Sanders launched his campaign with a laser-sharp focus on domestic issues like universal health care and an expanded social welfare system. By the end, though, he had succeeded in putting Clinton on the defensive on issues like Libya’s unraveling, the ongoing carnage in Iraq, and international trade deals such as the Trans-Pacific Partnership, which she came out against despite backing it countless times as Obama’s top diplomat.
While often deflecting questions on the specifics of his foreign policy, Sanders sought to undermine Clinton’s far deeper experience by questioning her judgment — a strategy Trump has already begun to emulate in his general election campaign.
And Sanders also forced concessions from the DNC that could have a lasting impact on the party far beyond its convention in Philadelphia in July. Due to Sanders’s undeniable success in mobilizing Democratic voters and bringing new ones — particularly young people — into the party, DNC Chair Debbie Wasserman Schultz gave him five seats on the powerful committee charged with drafting the party’s platform. Clinton, who ultimately won 3 million more votes than her rival, received just one extra seat.
Even before the picks were named, Sanders’s national security advisors saidhe should’ve focused more on foreign policy, believing him to be more closely aligned with the Democratic base on the issue than Clinton. Several promised to push for a platform with more liberal foreign policy proposals than she has espoused, particularly in calling for more “evenhandedness” toward Palestinians in language about the long-stymied peace process.
Jim Zogby, a foreign policy advisor for Sanders who was named to the drafting committee, credited the Vermont senator for pushing Clinton to talk more about Palestinian rights and whether Israel had used disproportionate force in retaliatory strikes.
“Ending the taboo about discussing the Israeli-Palestinian conflict in a measured and balanced way was historic,” Zogby told Foreign Policy on Tuesday. He has said he will push for the word “occupation” to be included in the platform to describe the nearly five-decade Israeli presence in land Palestinians claim for a future state.
Zogby, founder of the Arab American Institute, has been part of the DNC’s executive body for a decade, including as co-chair of the resolutions committee and co-founder of its “Ethnic Caucus.” He’s hoping Sanders’s stance on the Israeli-Palestinian issue will have a trickle-down effect on the party’s platform, leading to a “demilitarization of our foreign policy,” including avoiding nation-building and using force as a last resort.

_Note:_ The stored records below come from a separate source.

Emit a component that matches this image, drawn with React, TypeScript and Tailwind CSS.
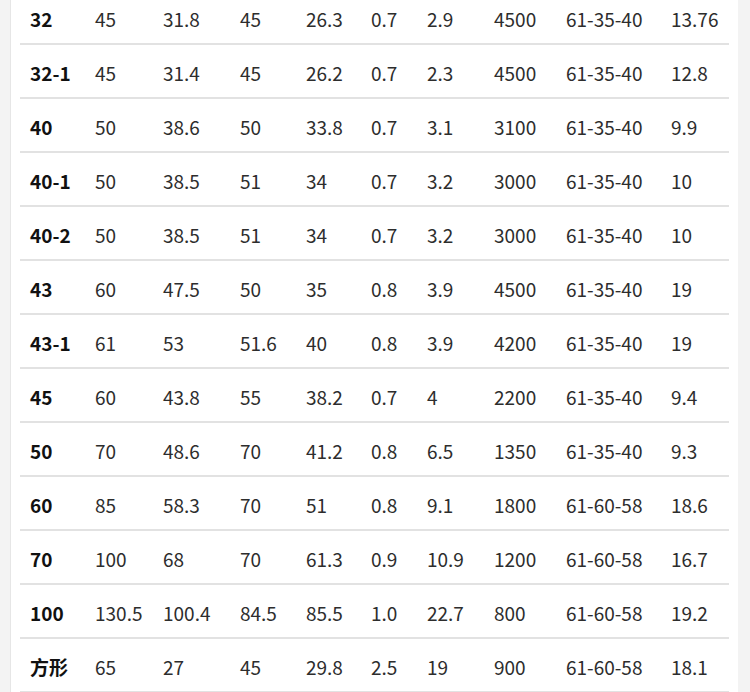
const rows: string[][] = [
  ["32", "45", "31.8", "45", "26.3", "0.7", "2.9", "4500", "61-35-40", "13.76"],
  ["32-1", "45", "31.4", "45", "26.2", "0.7", "2.3", "4500", "61-35-40", "12.8"],
  ["40", "50", "38.6", "50", "33.8", "0.7", "3.1", "3100", "61-35-40", "9.9"],
  ["40-1", "50", "38.5", "51", "34", "0.7", "3.2", "3000", "61-35-40", "10"],
  ["40-2", "50", "38.5", "51", "34", "0.7", "3.2", "3000", "61-35-40", "10"],
  ["43", "60", "47.5", "50", "35", "0.8", "3.9", "4500", "61-35-40", "19"],
  ["43-1", "61", "53", "51.6", "40", "0.8", "3.9", "4200", "61-35-40", "19"],
  ["45", "60", "43.8", "55", "38.2", "0.7", "4", "2200", "61-35-40", "9.4"],
  ["50", "70", "48.6", "70", "41.2", "0.8", "6.5", "1350", "61-35-40", "9.3"],
  ["60", "85", "58.3", "70", "51", "0.8", "9.1", "1800", "61-60-58", "18.6"],
  ["70", "100", "68", "70", "61.3", "0.9", "10.9", "1200", "61-60-58", "16.7"],
  ["100", "130.5", "100.4", "84.5", "85.5", "1.0", "22.7", "800", "61-60-58", "19.2"],
  ["方形", "65", "27", "45", "29.8", "2.5", "19", "900", "61-60-58", "18.1"],
];

export default function App() {
  return (
    <div className="h-[692px] w-[750px] overflow-hidden bg-[#f3f3f3] font-['Noto_Sans_CJK_SC',sans-serif]">
      <div className="ml-[10px] w-[728px] border-l border-[#e6e6e6] bg-white px-[9px]">
        {/* spec table, scrolled so the first row is cut at the top */}
        <div className="-mt-[9px]">
          {rows.map((row, i) => (
            <div
              key={i}
              className="grid h-[54px] grid-cols-[65px_68px_77px_66px_65px_56px_67px_72px_105px_63px] items-center border-b-2 border-[#e2e2e2] pt-[5px] text-[19px] text-[#2d2d2d]"
            >
              {row.map((cell, j) => (
                <div
                  key={j}
                  className={`pl-[10px] whitespace-nowrap ${j === 0 ? "font-bold text-[#111]" : ""}`}
                >
                  {cell}
                </div>
              ))}
            </div>
          ))}
        </div>
      </div>
    </div>
  );
}
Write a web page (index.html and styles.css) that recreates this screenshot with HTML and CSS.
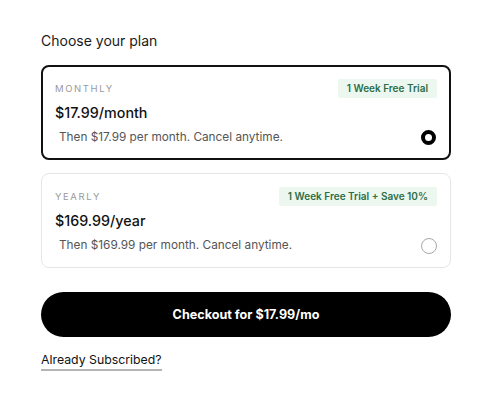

When Foreign Policy noted that some of those critiques sound as if they could have come from Trump, Zogby pushed back: “Donald Trump may pick up a phrase here or there [from Sanders], but that is in no way, shape, or form the same thing.”
For one of her own picks on the drafting committee, Wasserman Schultz selected Rep. Barbara Lee (D-Calif.), the only member of Congress to vote against the 2001 authorization that serves as legal foundation for the “war on terror” — both Sanders and Clinton and Clinton voted yes. Lee told Foreign Policy Wednesday she’ll continue to withhold her endorsement, because neutrality will give her a better bargaining position “if we get stuck on some of the big issues.”
She’ll personally push for issues such as an updated authorization for the ISIS fight and auditing of the Pentagon, but allowed Israel-Palestine could potentially be one on which the committee gets stuck. Still, she added, “A very volatile debate is always good.”
In going after Clinton’s judgment on foreign policy, Sanders pulled from Obama’s successful 2008 playbook. Then Sen. Obama constantly hit the woman who would become his first secretary of state for her 2002 vote for the Iraq war, and won.
In the run-up to Clinton’s clinching of the nomination, Democratic leaders’ growing calls for Sanders to tone down his criticism reflected their fears that the judgment attack would hand Trump a ready-made response to questions about his own credibility.
And it has.
Rather than fade away with Sanders’s campaign, Trump has given the judgment attack a second life. In recent weeks, he has parroted Sanders’s language and even invoked his name, wielding the word “judgment” some half a dozen times in as many days in late May and early June.
Lee said of Sanders’s tactic, “I could question his judgment,” referring to his vote for the 2001 authorization. “But I’m not going to say that,” she laughed, “questioning another’s judgment is pushing it a little bit.” Still, she doesn’t think it will hurt Clinton in the general election, particularly against Trump who “has no foreign policy.”
She said Sanders did succeed in raising “an alternative vision on foreign policy: The fact that Democrats can be strong on national security and care about global peace, without continuing to use the military option as a first resort rather than the last.”
It remains too soon to tell how enthusiastically Sanders will campaign for Clinton and what else he would be willing to do to help defeat Trump. The senator continued to withhold his endorsement following Tuesday night’s meeting, though many outside observers believe he will eventually throw his support behind her.
Wasserman Schultz said in a statement timed with the meeting: “Now that our 2016 primaries are officially at their end, Democrats are ready to unify and take on both Trump and the Republican Party that he represents.”
Sanders has long accused Wasserman Schultz of being in the tank for Clinton and replacing her is one of his primary demands, though she insists she’s staying put.
Still, Briggs, the Sanders spokesman, told reporters earlier Tuesday that the senator will not drop out “today, or tomorrow, or the next day” and “plans to stay in this through the Democratic convention.”